Archive for the ‘Bimbettes’ Category

Speaking of Which: Drinking out of Toilets? Fabulous.

Chick #1: … I don’t know…
Chick #2: Trust me — he wants it, but he’ll never ask. You do it by surprise, and he’ll, like, cum all over you.
Chick #1: It just seems nasty.
Chick #2: Yeah, it’s nasty — that’s why guys like it! And I guess it feels good. I mean, boy dogs lick their own, right?

–21st St & 8th Ave

Overheard by: Manhattman

The Advance Scout from Planet X Blows Its Cover

Guy: You know, they’re giving away money on the T train for being nice.
Bimbette: What?
Guy: The T train — they’re giving away money to people who are nice.
Bimbette: Who are?
Guy: The T train.
Bimbette: How can a train give away money?
Guy: Not the train. The people — the train people.
Bimbette: Why would they give away money?
Guy: To encourage people to be nice. They give it to people who do nice things.
Bimbette: Nice things?
Guy: Yeah, like holding open the door, letting someone have your seat — nice things.
Bimbette: How can they just give away money?
Guy: It’s not actual money.
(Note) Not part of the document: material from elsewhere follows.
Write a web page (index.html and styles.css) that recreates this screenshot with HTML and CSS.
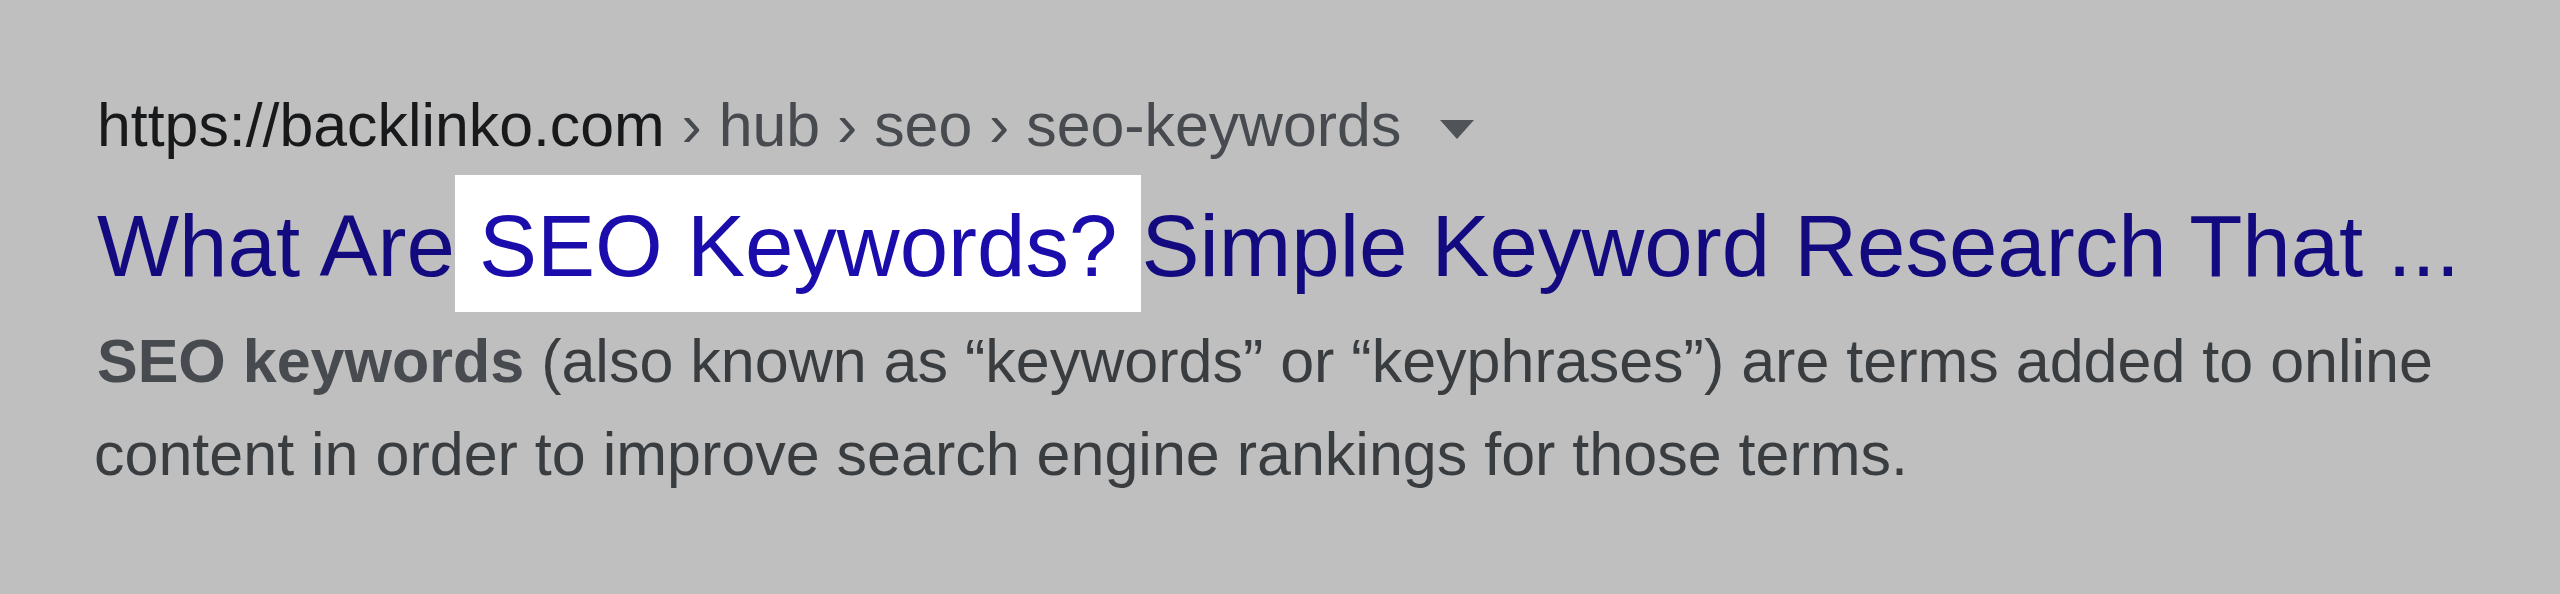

They’re gift certificates to Dunkin’ Donuts.
Bimbette: What’s a donut?
Guy: Are you fucking kidding me?

–A train

Overheard by: this imaginary train you speak of sounds nice

She Got Eight Volunpeers

Girl #1: Ew, you’re holding on to the bar?
Girl #2: Yeah, I’m holding on to the bar. If I don’t I’ll fall over.
Girl #1: Ew. That is so gross. That’s like the one thing that grosses me out more than anything.
Girl #2: It’s just a bar.
Girl #1: No, you don’t understand. I would rather have someone pee on my face than touch that thing.